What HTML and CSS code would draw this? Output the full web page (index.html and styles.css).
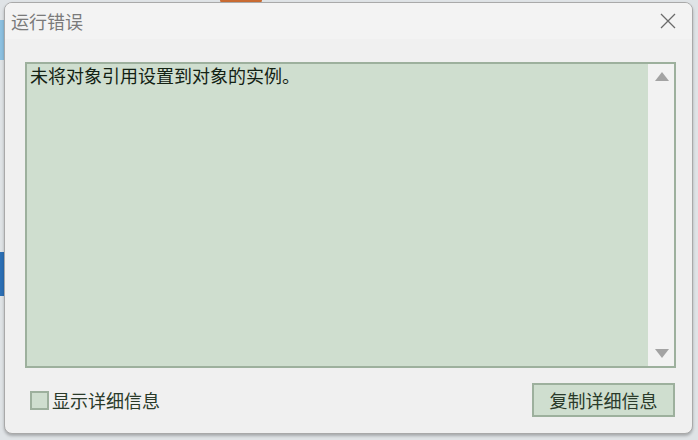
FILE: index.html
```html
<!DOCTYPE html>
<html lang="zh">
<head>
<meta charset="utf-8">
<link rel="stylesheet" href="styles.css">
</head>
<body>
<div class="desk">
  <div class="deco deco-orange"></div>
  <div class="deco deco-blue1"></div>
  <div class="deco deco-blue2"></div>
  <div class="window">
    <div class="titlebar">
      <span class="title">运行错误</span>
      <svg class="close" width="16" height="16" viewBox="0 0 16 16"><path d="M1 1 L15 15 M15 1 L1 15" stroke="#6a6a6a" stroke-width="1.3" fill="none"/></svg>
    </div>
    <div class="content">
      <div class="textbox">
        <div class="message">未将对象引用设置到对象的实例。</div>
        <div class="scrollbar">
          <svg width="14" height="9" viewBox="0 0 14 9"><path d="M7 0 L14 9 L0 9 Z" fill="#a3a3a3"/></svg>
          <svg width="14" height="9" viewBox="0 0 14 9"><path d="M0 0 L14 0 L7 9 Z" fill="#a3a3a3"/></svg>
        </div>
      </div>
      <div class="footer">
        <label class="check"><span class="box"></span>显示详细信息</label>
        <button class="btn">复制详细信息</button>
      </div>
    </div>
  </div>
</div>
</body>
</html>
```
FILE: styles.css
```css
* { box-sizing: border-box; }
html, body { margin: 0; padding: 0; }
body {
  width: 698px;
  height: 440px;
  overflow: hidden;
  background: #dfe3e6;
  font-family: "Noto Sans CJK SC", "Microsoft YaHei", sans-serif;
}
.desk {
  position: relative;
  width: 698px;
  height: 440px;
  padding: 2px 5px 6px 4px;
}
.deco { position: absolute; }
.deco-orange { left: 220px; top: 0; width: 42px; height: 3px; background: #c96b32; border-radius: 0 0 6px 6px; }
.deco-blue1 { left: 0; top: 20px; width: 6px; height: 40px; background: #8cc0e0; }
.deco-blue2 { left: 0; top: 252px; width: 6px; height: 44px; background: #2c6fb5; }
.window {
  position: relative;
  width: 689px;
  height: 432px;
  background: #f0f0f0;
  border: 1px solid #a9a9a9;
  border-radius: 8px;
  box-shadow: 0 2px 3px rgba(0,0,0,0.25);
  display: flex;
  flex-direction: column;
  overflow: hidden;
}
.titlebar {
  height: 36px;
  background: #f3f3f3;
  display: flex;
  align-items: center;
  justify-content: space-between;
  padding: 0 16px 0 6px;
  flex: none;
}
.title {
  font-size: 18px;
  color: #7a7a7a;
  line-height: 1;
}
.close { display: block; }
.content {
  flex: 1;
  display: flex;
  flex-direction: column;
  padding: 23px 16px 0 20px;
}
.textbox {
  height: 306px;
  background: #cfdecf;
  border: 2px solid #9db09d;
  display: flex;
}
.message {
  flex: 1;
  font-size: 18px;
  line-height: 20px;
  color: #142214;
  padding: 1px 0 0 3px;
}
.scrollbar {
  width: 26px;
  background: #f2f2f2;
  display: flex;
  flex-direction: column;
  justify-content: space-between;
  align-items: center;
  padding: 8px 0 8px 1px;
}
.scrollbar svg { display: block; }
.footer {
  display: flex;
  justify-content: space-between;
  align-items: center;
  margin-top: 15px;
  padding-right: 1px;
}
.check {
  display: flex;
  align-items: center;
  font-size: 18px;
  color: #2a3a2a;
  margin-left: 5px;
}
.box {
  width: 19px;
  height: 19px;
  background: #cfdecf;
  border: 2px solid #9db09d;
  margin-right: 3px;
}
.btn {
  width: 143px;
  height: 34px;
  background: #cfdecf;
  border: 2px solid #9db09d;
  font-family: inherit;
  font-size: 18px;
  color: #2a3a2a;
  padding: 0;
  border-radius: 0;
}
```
* * *
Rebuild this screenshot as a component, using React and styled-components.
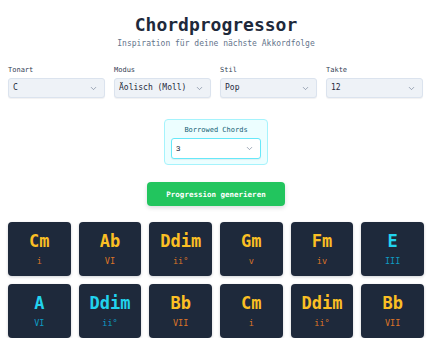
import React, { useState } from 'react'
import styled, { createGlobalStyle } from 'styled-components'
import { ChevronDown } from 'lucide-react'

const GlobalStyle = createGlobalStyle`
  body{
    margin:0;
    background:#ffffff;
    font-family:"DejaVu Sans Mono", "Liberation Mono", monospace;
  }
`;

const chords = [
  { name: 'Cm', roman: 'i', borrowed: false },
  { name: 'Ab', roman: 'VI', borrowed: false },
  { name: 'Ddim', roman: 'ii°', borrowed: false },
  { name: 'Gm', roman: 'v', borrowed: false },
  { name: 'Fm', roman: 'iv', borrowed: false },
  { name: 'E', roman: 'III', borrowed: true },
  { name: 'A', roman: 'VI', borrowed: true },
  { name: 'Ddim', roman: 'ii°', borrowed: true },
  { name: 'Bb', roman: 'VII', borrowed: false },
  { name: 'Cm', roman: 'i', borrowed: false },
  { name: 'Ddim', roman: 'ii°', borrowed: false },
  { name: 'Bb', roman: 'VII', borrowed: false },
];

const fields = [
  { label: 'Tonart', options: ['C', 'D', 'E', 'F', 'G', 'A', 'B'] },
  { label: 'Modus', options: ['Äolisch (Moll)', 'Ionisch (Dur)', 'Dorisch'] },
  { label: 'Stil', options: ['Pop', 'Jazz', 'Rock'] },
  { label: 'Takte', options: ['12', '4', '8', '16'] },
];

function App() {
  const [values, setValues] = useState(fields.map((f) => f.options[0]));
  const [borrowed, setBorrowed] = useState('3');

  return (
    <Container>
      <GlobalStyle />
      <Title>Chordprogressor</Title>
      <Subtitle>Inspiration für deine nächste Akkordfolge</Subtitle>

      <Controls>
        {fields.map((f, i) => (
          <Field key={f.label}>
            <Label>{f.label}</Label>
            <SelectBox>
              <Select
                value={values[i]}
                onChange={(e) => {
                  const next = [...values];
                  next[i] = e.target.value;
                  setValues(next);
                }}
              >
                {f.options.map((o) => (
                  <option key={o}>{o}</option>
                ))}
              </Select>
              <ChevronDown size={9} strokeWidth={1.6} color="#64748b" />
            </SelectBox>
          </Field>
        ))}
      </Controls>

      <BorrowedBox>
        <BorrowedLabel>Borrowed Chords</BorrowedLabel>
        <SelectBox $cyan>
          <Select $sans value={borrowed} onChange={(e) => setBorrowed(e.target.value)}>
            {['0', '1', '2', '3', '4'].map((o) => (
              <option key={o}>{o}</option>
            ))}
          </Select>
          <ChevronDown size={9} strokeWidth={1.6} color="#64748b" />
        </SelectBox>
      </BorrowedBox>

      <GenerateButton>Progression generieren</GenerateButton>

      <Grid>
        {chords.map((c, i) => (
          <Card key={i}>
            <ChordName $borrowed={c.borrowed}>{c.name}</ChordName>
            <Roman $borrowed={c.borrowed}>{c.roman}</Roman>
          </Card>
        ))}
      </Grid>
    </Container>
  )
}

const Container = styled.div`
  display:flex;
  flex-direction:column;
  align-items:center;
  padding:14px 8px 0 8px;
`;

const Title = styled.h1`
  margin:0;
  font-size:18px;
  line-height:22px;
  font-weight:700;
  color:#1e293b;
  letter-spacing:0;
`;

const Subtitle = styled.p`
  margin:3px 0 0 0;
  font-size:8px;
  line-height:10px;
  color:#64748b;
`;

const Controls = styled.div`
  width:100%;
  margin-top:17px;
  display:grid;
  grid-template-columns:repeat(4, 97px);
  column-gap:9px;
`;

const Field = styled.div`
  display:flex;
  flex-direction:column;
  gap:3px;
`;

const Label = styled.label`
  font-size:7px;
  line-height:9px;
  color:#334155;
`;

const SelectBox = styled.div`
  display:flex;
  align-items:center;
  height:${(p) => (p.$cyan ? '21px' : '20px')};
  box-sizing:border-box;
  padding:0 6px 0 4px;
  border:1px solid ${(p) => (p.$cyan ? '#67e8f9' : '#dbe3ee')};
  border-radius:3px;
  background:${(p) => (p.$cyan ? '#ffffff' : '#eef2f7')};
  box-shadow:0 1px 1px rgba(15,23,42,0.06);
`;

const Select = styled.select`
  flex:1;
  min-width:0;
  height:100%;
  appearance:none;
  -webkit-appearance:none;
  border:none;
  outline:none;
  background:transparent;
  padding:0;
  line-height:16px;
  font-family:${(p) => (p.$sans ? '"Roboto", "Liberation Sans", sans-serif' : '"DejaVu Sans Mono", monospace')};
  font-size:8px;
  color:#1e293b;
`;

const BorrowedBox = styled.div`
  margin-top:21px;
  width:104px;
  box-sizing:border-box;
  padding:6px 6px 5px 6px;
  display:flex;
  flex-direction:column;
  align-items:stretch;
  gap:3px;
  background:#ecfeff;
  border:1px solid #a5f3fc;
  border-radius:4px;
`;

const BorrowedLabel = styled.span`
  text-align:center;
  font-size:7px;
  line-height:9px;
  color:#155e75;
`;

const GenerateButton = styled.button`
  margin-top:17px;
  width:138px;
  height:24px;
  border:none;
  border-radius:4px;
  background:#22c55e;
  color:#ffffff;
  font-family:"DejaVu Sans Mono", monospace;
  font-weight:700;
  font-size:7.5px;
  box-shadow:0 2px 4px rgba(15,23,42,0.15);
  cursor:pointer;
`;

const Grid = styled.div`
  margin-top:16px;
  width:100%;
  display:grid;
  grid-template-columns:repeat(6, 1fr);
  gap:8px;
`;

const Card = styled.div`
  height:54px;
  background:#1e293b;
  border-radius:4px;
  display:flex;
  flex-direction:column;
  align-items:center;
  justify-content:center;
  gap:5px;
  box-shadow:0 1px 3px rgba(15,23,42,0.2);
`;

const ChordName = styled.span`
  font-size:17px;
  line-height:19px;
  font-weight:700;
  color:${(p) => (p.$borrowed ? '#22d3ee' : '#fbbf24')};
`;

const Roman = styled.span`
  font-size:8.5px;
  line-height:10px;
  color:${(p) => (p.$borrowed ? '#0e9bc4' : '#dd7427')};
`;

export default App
==
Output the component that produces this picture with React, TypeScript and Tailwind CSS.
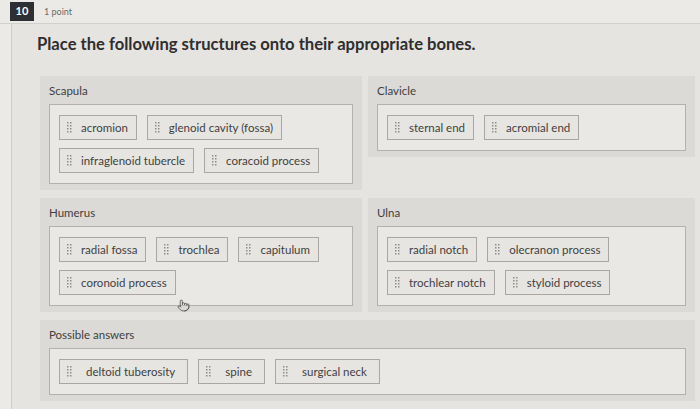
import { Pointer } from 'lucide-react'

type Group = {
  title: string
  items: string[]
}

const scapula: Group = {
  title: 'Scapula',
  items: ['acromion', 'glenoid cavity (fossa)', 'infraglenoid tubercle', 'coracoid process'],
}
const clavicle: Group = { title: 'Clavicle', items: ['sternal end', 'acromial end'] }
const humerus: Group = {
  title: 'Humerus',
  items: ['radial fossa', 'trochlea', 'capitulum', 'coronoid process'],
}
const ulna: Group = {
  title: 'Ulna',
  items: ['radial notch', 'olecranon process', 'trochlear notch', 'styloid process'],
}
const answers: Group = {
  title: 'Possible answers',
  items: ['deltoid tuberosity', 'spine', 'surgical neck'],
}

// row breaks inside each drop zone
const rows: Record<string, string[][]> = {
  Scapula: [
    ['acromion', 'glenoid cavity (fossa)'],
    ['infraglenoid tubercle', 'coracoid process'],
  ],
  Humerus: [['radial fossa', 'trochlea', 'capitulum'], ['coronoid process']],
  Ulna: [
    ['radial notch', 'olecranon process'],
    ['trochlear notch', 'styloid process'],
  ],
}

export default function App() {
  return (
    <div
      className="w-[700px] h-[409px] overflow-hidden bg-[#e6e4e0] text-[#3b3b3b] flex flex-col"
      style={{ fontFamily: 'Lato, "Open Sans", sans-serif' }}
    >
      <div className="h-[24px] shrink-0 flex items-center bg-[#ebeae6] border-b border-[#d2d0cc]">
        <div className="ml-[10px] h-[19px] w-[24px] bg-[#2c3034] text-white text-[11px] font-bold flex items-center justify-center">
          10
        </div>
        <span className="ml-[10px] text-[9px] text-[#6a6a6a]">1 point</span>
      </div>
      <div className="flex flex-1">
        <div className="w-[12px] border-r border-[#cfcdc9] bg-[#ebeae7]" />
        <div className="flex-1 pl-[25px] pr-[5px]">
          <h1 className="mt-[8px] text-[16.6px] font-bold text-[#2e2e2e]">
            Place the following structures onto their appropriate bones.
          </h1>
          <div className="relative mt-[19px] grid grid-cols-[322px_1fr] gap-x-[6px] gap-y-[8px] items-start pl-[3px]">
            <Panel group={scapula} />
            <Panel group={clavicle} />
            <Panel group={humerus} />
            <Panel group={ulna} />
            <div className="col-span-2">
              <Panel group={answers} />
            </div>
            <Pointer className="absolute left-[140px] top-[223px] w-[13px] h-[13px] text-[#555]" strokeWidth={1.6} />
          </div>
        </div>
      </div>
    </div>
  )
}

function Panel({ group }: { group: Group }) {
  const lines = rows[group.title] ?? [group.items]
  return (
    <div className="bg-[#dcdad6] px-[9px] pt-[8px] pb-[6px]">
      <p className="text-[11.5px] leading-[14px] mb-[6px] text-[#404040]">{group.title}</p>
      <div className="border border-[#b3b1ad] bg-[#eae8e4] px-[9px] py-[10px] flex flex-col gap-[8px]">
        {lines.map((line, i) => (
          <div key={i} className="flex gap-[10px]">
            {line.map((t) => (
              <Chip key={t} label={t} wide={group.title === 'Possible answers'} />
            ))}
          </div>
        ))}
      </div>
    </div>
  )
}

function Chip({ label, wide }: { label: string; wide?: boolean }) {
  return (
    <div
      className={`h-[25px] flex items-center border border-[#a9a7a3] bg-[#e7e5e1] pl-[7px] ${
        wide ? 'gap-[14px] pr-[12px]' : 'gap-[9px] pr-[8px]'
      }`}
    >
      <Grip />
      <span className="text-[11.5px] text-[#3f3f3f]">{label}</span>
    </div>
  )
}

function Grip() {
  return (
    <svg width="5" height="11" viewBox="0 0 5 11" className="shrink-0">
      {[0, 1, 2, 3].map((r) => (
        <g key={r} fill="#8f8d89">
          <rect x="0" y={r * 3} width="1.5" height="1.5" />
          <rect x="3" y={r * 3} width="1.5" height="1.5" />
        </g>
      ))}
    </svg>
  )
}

### REQUIRED TASK
Copy every line of the records above that contains "styles".

### TASK SOLUTION
What HTML and CSS code would draw this? Output the full web page (index.html and styles.css).
<link rel="stylesheet" href="styles.css">
FILE: styles.css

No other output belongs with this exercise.